Are There Any Real Benefits to "Friends with Benefits"?

Having "friends with benefits" can be fun. But it can also destroy friendships and stand in the way of real relationships.



A friend of mine met a guy that reminded her of one of her favorite celebrities Idris Elba. She instantly, fell in love with him and after dating for a while, realized that they only one thing in common was sex. Eventually, they decided to be FWB (friends with benefits). After discussing this situation with my friend and those who know me know that when there is something that uncertain or bothers me, I take it to the internet to do my research of the pros/cons of a FWB relationship and not surprised to what I found. According to a Michigan State University study, sixty-percent of college co-eds have been involved in a FWB relationship, and most if not all of my thirty-something girlfriends were doing it to stay satisfied, so I figured I'd tell my friend what the heck... Give the laid back, no-romantic-attachments approach to getting laid a chance. Well, needless to say and after giving it some thought... Most women are not capable of having this type of relationship and that I had given my friend advice that would most likely lead to heartbreak and that didn't sit easy with me. Time went on and a year later, my friend and her "celebrity look alike" fling still hang out and hump like dogs. She did however express to me that after her most recent rendezvous weekend, she began to wonder "what I'm doing". What are the real benefits to friends with benefits? Sure, now  she have a in-case-of-sexual-emergency-hit-Glass-lookalike. But at the same time, she's started to realize that the situation is causing her to question the meaning of friendship, all while challenging her chances at romances, and wobbling emotional stability.

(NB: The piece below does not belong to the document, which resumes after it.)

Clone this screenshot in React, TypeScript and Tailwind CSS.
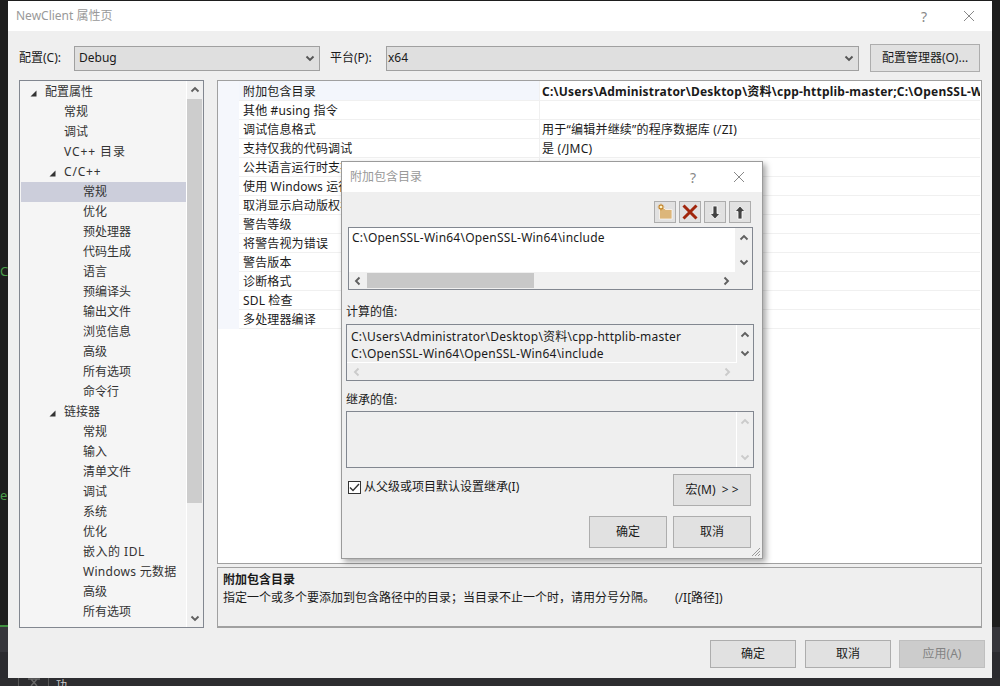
import React from "react";

const FONT = "[font-family:'Noto_Sans','Noto_Sans_CJK_SC',sans-serif]";

function Chev({ dir, color = "#606060", className = "" }: { dir: "up" | "down" | "left" | "right"; color?: string; className?: string }) {
  const d = {
    up: "M1.5 6.5 L5 3 L8.5 6.5",
    down: "M1.5 3.5 L5 7 L8.5 3.5",
    left: "M6.5 1.5 L3 5 L6.5 8.5",
    right: "M3.5 1.5 L7 5 L3.5 8.5",
  }[dir];
  return (
    <svg width="10" height="10" viewBox="0 0 10 10" className={className}>
      <path d={d} fill="none" stroke={color} strokeWidth="1.9" />
    </svg>
  );
}

function WinBtn({ children, className = "" }: { children: React.ReactNode; className?: string }) {
  return (
    <div className={`flex items-center justify-center border border-[#adadad] bg-[#e1e1e1] text-[12px] text-[#1a1a1a] ${className}`}>{children}</div>
  );
}

function Tri() {
  return (
    <svg width="7" height="7" viewBox="0 0 7 7" className="absolute top-[7px] -left-[15px]">
      <path d="M6.5 0.5 V6.5 H0.5 Z" fill="#333" />
    </svg>
  );
}

const tree: [string, number, boolean?, boolean?, string?][] = [
  ["配置属性", 45, true],
  ["常规", 64],
  ["调试", 64],
  ["VC++ 目录", 64, false, false, "tracking-[0.9px]"],
  ["C/C++", 64, true, false, "tracking-[0.8px]"],
  ["常规", 83, false, true],
  ["优化", 83],
  ["预处理器", 83],
  ["代码生成", 83],
  ["语言", 83],
  ["预编译头", 83],
  ["输出文件", 83],
  ["浏览信息", 83],
  ["高级", 83],
  ["所有选项", 83],
  ["命令行", 83],
  ["链接器", 64, true],
  ["常规", 83],
  ["输入", 83],
  ["清单文件", 83],
  ["调试", 83],
  ["系统", 83],
  ["优化", 83],
  ["嵌入的 IDL", 83, false, false, "tracking-[0.5px]"],
  ["Windows 元数据", 83, false, false, "tracking-[0.3px]"],
  ["高级", 83],
  ["所有选项", 83],
];

const props: [string, string, boolean?][] = [
  ["附加包含目录", "C:\\Users\\Administrator\\Desktop\\资料\\cpp-httplib-master;C:\\OpenSSL-Win64\\OpenSSL-Win64\\include;%(AdditionalIncludeDirectories)", true],
  ["其他 #using 指令", ""],
  ["调试信息格式", "用于“编辑并继续”的程序数据库 (/ZI)"],
  ["支持仅我的代码调试", "是 (/JMC)"],
  ["公共语言运行时支持", ""],
  ["使用 Windows 运行库", ""],
  ["取消显示启动版权标志", ""],
  ["警告等级", ""],
  ["将警告视为错误", ""],
  ["警告版本", ""],
  ["诊断格式", ""],
  ["SDL 检查", ""],
  ["多处理器编译", ""],
];

function Tree() {
  return (
    <div className="relative flex h-[548px] w-[185px] shrink-0 border border-[#828790] bg-[#f5f5f5]">
      <div className="flex min-w-0 flex-1 flex-col overflow-hidden border-r border-white pt-[1px] pl-[1px]">
        {tree.map(([t, x, open, sel, track], i) => (
          <div key={i} className={`flex h-[20px] shrink-0 items-center text-[#333] ${sel ? "bg-[#cccedb]" : ""}`}>
            <span className={`relative whitespace-pre ${track ?? ""}`} style={{ marginLeft: x - 21 }}>
              {open && <Tri />}
              {t}
            </span>
          </div>
        ))}
      </div>
      <div className="flex w-[16px] shrink-0 flex-col bg-[#f0f0f0]">
        <div className="flex h-[18px] items-center justify-center"><Chev dir="up" /></div>
        <div className="h-[404px] w-[15px] bg-[#cdcdcd]" />
        <div className="flex-1" />
        <div className="flex h-[18px] items-center justify-center"><Chev dir="down" /></div>
      </div>
    </div>
  );
}

function Grid() {
  return (
    <div className="flex h-[484px] flex-col overflow-hidden border border-[#a0a0a0] bg-white pr-[1px]">
      {props.map(([k, v, bold], i) => (
        <div key={i} className={`flex shrink-0 ${i === 0 ? "h-[20px]" : "h-[19px]"}`}>
          <div className="w-[21px] shrink-0 bg-[#f5f7fc]" />
          <div className={`flex w-[300px] shrink-0 items-center border-b border-[#f0f0f0] pt-[2px] pl-[4px] tracking-[0.15px] whitespace-pre text-[#1a1a1a] ${i === 0 ? "bg-[#f3f6fc]" : ""}`}>{k}</div>
          <div className={`flex min-w-0 flex-1 items-center overflow-hidden border-b border-l border-[#f0f0f0] pt-[2px] pl-[2px] tracking-[0.22px] whitespace-pre text-[#1a1a1a] ${bold ? "font-bold" : ""}`}>{v}</div>
        </div>
      ))}
    </div>
  );
}

function ListScroll({ disabled = false, h = 56 }: { disabled?: boolean; h?: number }) {
  const c = disabled ? "#cbcbcb" : "#606060";
  return (
    <div className="flex w-[17px] shrink-0 flex-col items-center justify-between border-l border-white py-[5px]" style={{ height: h }}>
      <Chev dir="up" color={c} />
      <Chev dir="down" color={c} />
    </div>
  );
}

function FolderIcon() {
  return (
    <svg width="18" height="18" viewBox="0 0 18 18">
      <path d="M3.5 5 H8 L9.5 6.5 H16 V16 H3.5 Z" fill="#dcb67a" stroke="#fff" strokeWidth="0.7" />
      <path d="M5 0.8 V7.2 M1.8 4 H8.2 M2.8 1.8 L7.2 6.2 M7.2 1.8 L2.8 6.2" stroke="#c27d1a" strokeWidth="1.1" />
      <circle cx="5" cy="4" r="1.3" fill="#fff3c4" />
    </svg>
  );
}

function DeleteIcon() {
  return (
    <svg width="16" height="16" viewBox="0 0 16 16">
      <path d="M1.5 1.5 L14.5 14.5 M14.5 1.5 L1.5 14.5" stroke="#a1260d" strokeWidth="3" />
    </svg>
  );
}

function ArrowIcon({ up = false }: { up?: boolean }) {
  const d = up
    ? "M7 1 L12 6.5 H9 V14 H5 V6.5 H2 Z"
    : "M7 14 L12 8.5 H9 V1 H5 V8.5 H2 Z";
  return (
    <svg width="14" height="15" viewBox="0 0 14 15">
      <path d={d} fill="#424242" stroke="#fff" strokeWidth="0.8" />
    </svg>
  );
}

function Dialog() {
  return (
    <div className={`absolute top-[161px] left-[341px] flex h-[398px] w-[422px] flex-col border border-[#9b9b9b] bg-[#efefef] text-[12px] shadow-[3px_3px_6px_rgba(0,0,0,0.35)] ${FONT}`}>
      <div className="flex h-[30px] shrink-0 items-center bg-white pl-[8px] text-[#999]">
        <span className="flex-1">附加包含目录</span>
        <span className="mr-[37px] text-[14px] text-[#888]">?</span>
        <svg width="12" height="12" viewBox="0 0 12 12" className="mr-[17px]">
          <path d="M1 1 L11 11 M11 1 L1 11" stroke="#888" strokeWidth="1" />
        </svg>
      </div>
      <div className="mt-[9px] mr-[11px] flex h-[22px] shrink-0 justify-end gap-[3px]">
        <WinBtn className="w-[22px]"><FolderIcon /></WinBtn>
        <WinBtn className="w-[22px]"><DeleteIcon /></WinBtn>
        <WinBtn className="w-[22px]"><ArrowIcon /></WinBtn>
        <WinBtn className="w-[22px]"><ArrowIcon up /></WinBtn>
      </div>
      <div className="mt-[4px] ml-[6px] flex h-[63px] w-[405px] shrink-0 flex-col border border-[#828790] bg-[#f0f0f0]">
        <div className="flex h-[44px] shrink-0">
          <div className="flex-1 bg-white pt-[1px] pl-[3px] leading-[18px] tracking-[0.22px] text-[#1a1a1a]">C:\OpenSSL-Win64\OpenSSL-Win64\include</div>
          <div className="flex w-[17px] shrink-0 flex-col items-center justify-between py-[5px]">
            <Chev dir="up" />
            <Chev dir="down" />
          </div>
        </div>
        <div className="flex flex-1 items-center">
          <Chev dir="left" className="ml-[4px]" />
          <div className="ml-[4px] h-[15px] w-[167px] bg-[#c8c8c8]" />
          <div className="flex-1" />
          <Chev dir="right" className="mr-[21px]" />
        </div>
      </div>
      <div className="mt-[13px] ml-[4px] h-[18px] shrink-0 leading-[18px] text-[#1a1a1a]">计算的值:</div>
      <div className="mt-[3px] ml-[4px] flex h-[57px] w-[408px] shrink-0 flex-col border border-[#828790]">
        <div className="flex h-[38px] shrink-0">
          <div className="flex-1 border-b border-white pt-[3px] pl-[4px] leading-[17px] tracking-[0.22px] text-[#1a1a1a]">
            <div>C:\Users\Administrator\Desktop\资料\cpp-httplib-master</div>
            <div>C:\OpenSSL-Win64\OpenSSL-Win64\include</div>
          </div>
          <ListScroll h={38} />
        </div>
        <div className="flex flex-1 items-center justify-between pr-[21px] pl-[5px]">
          <Chev dir="left" color="#cbcbcb" />
          <Chev dir="right" color="#cbcbcb" />
        </div>
      </div>
      <div className="mt-[10px] ml-[4px] h-[18px] shrink-0 leading-[18px] text-[#1a1a1a]">继承的值:</div>
      <div className="mt-[2px] ml-[4px] flex h-[57px] w-[408px] shrink-0 justify-end border border-[#828790]">
        <ListScroll disabled h={55} />
      </div>
      <div className="relative mt-[6px] mr-[11px] ml-[6px] flex h-[32px] shrink-0 items-start justify-between">
        <div className="mt-[4px] flex items-center gap-[3px] text-[#1a1a1a]">
          <div className="flex h-[13px] w-[13px] items-center justify-center border border-[#333] bg-white">
            <svg width="11" height="11" viewBox="0 0 11 11"><path d="M1 5.5 L4 8.5 L10 2" fill="none" stroke="#333" strokeWidth="1.4" /></svg>
          </div>
          <span>从父级或项目默认设置继承(I)</span>
        </div>
        <WinBtn className="h-[32px] w-[78px]">宏(M)&nbsp;&nbsp;&gt; &gt;</WinBtn>
      </div>
      <div className="mt-[10px] mr-[11px] flex justify-end gap-[6px]">
        <WinBtn className="h-[32px] w-[78px]">确定</WinBtn>
        <WinBtn className="h-[32px] w-[78px]">取消</WinBtn>
      </div>
      <svg width="10" height="10" viewBox="0 0 10 10" className="absolute right-[1px] bottom-[1px]">
        <path d="M9 1 L1 9 M9 4 L4 9 M9 7 L7 9" stroke="#9a9a9a" strokeWidth="1" />
      </svg>
    </div>
  );
}

function MainWindow() {
  return (
    <div className={`absolute top-[1px] left-[8px] flex h-[677px] w-[984px] flex-col bg-[#efefef] text-[12px] ${FONT}`}>
      <div className="flex h-[30px] shrink-0 items-center bg-white pl-[8px] text-[#999]">
        <span className="flex-1">NewClient 属性页</span>
        <span className="mr-[36px] text-[14px] text-[#888]">?</span>
        <svg width="12" height="12" viewBox="0 0 12 12" className="mr-[17px]">
          <path d="M1 1 L11 11 M11 1 L1 11" stroke="#888" strokeWidth="1" />
        </svg>
      </div>
      <div className="mt-[13px] flex h-[28px] shrink-0 items-center pl-[11px] text-[#1a1a1a]">
        <span className="w-[55px]">配置(C):</span>
        <div className="flex h-[25px] w-[246px] items-center justify-between border border-[#a0a0a0] bg-[#dfdfdf] pr-[4px] pl-[4px]">
          <span>Debug</span>
          <Chev dir="down" color="#555" />
        </div>
        <span className="ml-[10px] w-[56px]">平台(P):</span>
        <div className="flex h-[25px] w-[473px] items-center justify-between border border-[#a0a0a0] bg-[#dfdfdf] pr-[4px] pl-[1px]">
          <span>x64</span>
          <Chev dir="down" color="#555" />
        </div>
        <WinBtn className="ml-[11px] h-[28px] w-[110px]">配置管理器(O)...</WinBtn>
      </div>
      <div className="mt-[8px] flex shrink-0 gap-[13px] pl-[11px]">
        <Tree />
        <div className="flex w-[765px] flex-col gap-[3px]">
          <Grid />
          <div className="h-[61px] border border-b-2 border-[#a0a0a0] pt-[3px] pl-[5px] leading-[18px] text-[#1a1a1a]">
            <div className="font-bold">附加包含目录</div>
            <div className="flex whitespace-pre">
              <span>指定一个或多个要添加到包含路径中的目录；当目录不止一个时，请用分号分隔。</span>
              <span className="ml-[20px]">(/I[路径])</span>
            </div>
          </div>
        </div>
      </div>
      <div className="mt-[12px] flex shrink-0 justify-end gap-[8px] pr-[7px]">
        <WinBtn className="mr-[1px] h-[28px] w-[86px]">确定</WinBtn>
        <WinBtn className="h-[28px] w-[86px]">取消</WinBtn>
        <div className="flex h-[28px] w-[86px] items-center justify-center border border-[#bfbfbf] bg-[#cccccc] text-[#838383]">应用(A)</div>
      </div>
    </div>
  );
}

export default function App() {
  return (
    <div className={`relative h-[686px] w-[1000px] overflow-hidden bg-[#1e1e1e] ${FONT}`}>
      <div className="absolute top-[263px] left-0 text-[13px] leading-[16px] text-[#4a9c4a]">C</div>
      <div className="absolute top-[487px] left-0 text-[13px] leading-[16px] text-[#4a9c4a]">e</div>
      <div className="absolute top-[625px] left-0 h-[2px] w-[8px] bg-[#3f8f3f]" />
      <div className="absolute top-[627px] left-0 h-[25px] w-[8px] bg-[#36363b]" />
      <div className="absolute top-[652px] left-0 h-[26px] w-[8px] bg-[#2b2b2f]" />
      <div className="absolute top-[627px] right-0 h-[25px] w-[8px] bg-[#36363b]" />
      <div className="absolute top-[652px] right-0 h-[26px] w-[8px] bg-[#2b2b2f]" />
      <div className="absolute bottom-0 left-0 flex h-[8px] w-full items-start bg-[#2d2d30] text-[11px] leading-[14px] text-[#ccc]">
        <div className="ml-[18px] h-full w-px bg-[#555]" />
        <svg width="14" height="8" viewBox="0 0 14 8" className="ml-[8px]"><path d="M1 1 L13 1 M4 1 L10 8 M10 1 L4 8" stroke="#666" strokeWidth="1.5" /></svg>
        <div className="ml-[7px] h-full w-px bg-[#555]" />
        <span className="ml-[7px]">功</span>
      </div>
      <MainWindow />
      <Dialog />
    </div>
  );
}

When Friend Is a Four Letter Word


Ironically, booty-call buddies devalue the closeness of camaraderie while raising the stakes on romance. The cornerstone of friendship is open communication, and becoming a friend with benefits actually shuts down those open lines. Let's face it, if the only thing you're doing together is having sex, it isn't the same thing as sharing who you are. According to "Friends With Benefits, And Stress Too," casual sex actually adds anxiety to a budding connection. Sometimes, a FWB is really a way of avoiding a real relationship. See, my friend retreated to friends with benefits status before she even had a chance to get rejected in the boyfriend battle. By over-analyzing every little detail of a relationship under the guise of girl talk is bad, but acting like you don't care about having a relationship at all isn't much better.

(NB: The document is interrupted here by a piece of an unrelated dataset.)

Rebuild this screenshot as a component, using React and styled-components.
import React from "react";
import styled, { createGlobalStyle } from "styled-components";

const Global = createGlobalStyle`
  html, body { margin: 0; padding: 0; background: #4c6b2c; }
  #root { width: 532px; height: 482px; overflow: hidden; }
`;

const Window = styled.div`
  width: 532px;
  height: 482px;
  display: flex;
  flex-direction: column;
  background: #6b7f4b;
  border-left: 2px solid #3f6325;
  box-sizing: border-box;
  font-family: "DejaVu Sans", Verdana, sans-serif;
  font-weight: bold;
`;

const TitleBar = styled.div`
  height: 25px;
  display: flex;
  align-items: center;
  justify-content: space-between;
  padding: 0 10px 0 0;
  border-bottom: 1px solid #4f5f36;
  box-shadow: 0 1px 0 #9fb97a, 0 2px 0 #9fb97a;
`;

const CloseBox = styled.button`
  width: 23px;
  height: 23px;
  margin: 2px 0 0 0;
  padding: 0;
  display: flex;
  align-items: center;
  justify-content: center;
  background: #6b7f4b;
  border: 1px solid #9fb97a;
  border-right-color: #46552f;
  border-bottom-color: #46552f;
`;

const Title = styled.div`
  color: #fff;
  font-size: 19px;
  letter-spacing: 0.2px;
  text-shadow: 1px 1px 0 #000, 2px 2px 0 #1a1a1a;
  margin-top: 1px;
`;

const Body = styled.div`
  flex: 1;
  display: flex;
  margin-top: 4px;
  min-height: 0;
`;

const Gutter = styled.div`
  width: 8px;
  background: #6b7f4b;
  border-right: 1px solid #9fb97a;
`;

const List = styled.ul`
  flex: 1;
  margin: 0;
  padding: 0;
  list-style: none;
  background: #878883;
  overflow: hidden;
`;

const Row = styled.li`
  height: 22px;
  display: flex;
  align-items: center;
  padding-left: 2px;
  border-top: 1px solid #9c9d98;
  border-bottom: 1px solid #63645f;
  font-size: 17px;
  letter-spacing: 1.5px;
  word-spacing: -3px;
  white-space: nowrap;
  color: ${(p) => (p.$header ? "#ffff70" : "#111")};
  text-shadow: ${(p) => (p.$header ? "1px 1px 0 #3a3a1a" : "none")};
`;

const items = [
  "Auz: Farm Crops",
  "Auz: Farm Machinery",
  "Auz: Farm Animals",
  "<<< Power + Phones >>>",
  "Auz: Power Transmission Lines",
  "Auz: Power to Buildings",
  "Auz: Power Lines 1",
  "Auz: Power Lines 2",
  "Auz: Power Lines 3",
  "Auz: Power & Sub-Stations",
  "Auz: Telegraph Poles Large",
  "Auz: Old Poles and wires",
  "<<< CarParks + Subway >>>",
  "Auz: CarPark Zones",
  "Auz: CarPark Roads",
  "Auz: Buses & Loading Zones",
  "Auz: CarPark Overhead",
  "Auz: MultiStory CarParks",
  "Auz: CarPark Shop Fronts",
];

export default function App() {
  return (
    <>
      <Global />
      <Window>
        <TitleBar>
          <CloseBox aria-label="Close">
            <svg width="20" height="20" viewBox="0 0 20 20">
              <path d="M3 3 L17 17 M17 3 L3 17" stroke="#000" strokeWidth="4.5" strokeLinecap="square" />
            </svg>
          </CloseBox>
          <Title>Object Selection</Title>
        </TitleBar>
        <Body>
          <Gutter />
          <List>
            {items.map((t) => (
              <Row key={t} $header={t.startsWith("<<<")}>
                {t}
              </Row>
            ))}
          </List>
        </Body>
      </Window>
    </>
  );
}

Whatever Happened to Wining and Dining?


These days, dating has gotten as casual as sex. We've replaced courtship with text messaging and online social networking. Consequently, our relationships are as disposable as our technology. With a FWB, there's not much wooing or chasing. And romance? Huh, forget about it. Wham-bam-thank-you-ma'am isn't a relationship. A relationship is honest-to-goodness, face-to-face commitment. Besides, Isn't the slow seduction part the most exciting part of a relationship? Friends with benefits jump to conclusions -- the conclusion of the possibility of a real relationship, in most cases. One-night-stands are one thing, but if you're a repeat FWB offender... Let's call a spade a spade and keep it real, you're really dating, but not by any relationship standards, and those are pretty superficial relationships you're having.

Riding the Highs and Lows


Being addicted to FWBs isn't just socially confusing. Mother Nature's messing with your head, too. Biologically speaking, sex is a drug. Or at least it feels that way for women, thanks to oxytocin, the hormonal transmitter that makes you feel happy, relaxed, and bonded to your partner after sex. In a FWB, your mind may be telling you no about a guy, but your body may be telling you yes. It's confusing. Men don't get this bonding hormone in the same dosage, or, in some cases, at all. Oftentimes, as much as we women tell ourselves we're not attached to these dudes we do, but the fact of the matter is that it's not something we can totally control. Part of how you feel about him is a side effect of sex. If you're not careful, casual sex can actually cause depression.


So why do women keep falling into the friends with benefits trap? Ten-percent of the time, a FWB turns into more, but in the meantime all we're getting is less. Ultimately, you’re bound to be disappointed if you enter into a FWB relationship with a friend who you’re secretly hoping becomes something more. If you want to date him, you need to be up front about that. But if you’re like most girls in FWB situations, you’re not crossing your fingers that the relationship gets upgraded to boyfriend-girlfriend status. You just wanna have fun. And chances are, so does he. 

If you like FWB relationships then more power to you. Do what you enjoy doing but I ask you this, is it really FABulous to settle for coach when you could go first-class?